Workers’ poor mental health is due to the extremely high levels of stress they face on the job. According to the Trade Union Congress of the Philippines, the top triggers are:
- Customer harassment
- Excessive, repetitive work
- Challenging performance expectations
- Monotonous work
- The stress associated with night shifts
Many workers elect to work in stressful industries, so one might be inclined to show no more concern for BPO workers than they show for the stress associated with fire-fighting, law enforcement or other intense worker lives. But the transnational aspects of BPO coupled with the anonymity in which many workers are forced to operate makes it easy for companies to avoid investing in good working conditions.
The Benefits of Transparency and Autonomy
We at Prialto founded our offshore virtual assistant service model during the Great Recession when unemployment in the United States was climbing to 10%. Despite the potential backlash towards our offshore model, we followed a policy of complete transparency from the beginning. Our view has always been that in a hyper-connected world, there is little value created by simply connecting two people to work together, the way most other outsourcing service platforms do.

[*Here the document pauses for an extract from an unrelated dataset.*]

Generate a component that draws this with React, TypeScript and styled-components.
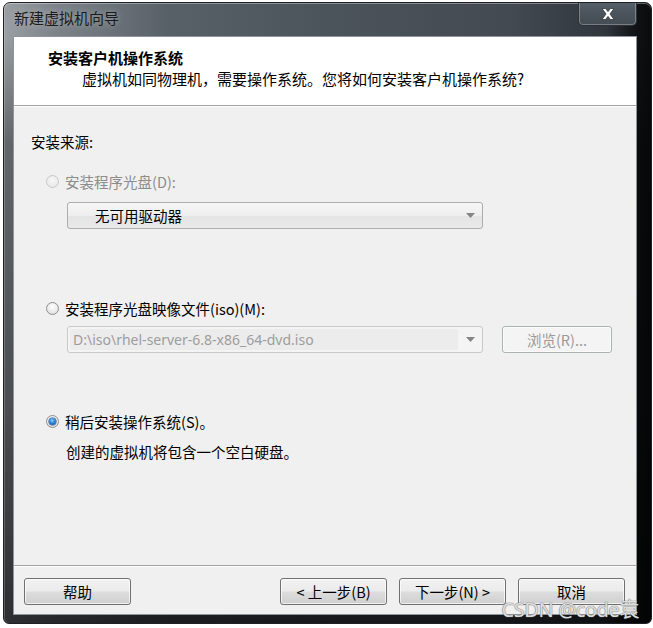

Our managed service model was created in contrast to simple labor marketplaces like Upwork or Craigslist, believing that curated labor combined with ongoing management and support based on learned best practices would create value for both our employees and our customers.
We believe that we need to add substantial value for both our customers in terms of saving management time and for our employees through training and development so that these two constituencies will wish to continue working through us instead of finding ways to work around us. If we ever fail to continue building value for both constituencies, we believe that we will deserve to be disintermediated. But if we do continue to invest in creating ever greater value, then all parties win by working through us.
In holding ourselves to this high standard, we also believe that we have nothing to hide about our business. From the beginning, we set out to legitimize our offshoring model. In fact, we help each of our new employees present themselves on LinkedIn. This obviously makes them easy to poach in the competitive war for talent inside the growing BPO industry, but we see that as simply keeping us on our toes.
We believe if we are adding value for our employees they will stay with us. And while a very few employees have used what we’ve taught them to hurt our business, the vast majority invest back into Prialto as we invest back into them.
This is why we have a firm policy on all employees using their real names or preferred nicknames and on celebrating instead of hiding where they are from. We know that we can honor their local culture while still teaching them the context of the hard-charging north American executives and business culture that they support
Companies wishing to do well must do good. There is a great opportunity for companies who are willing to invest in positive working conditions to attract the best workers and deliver exceptional service to their customers.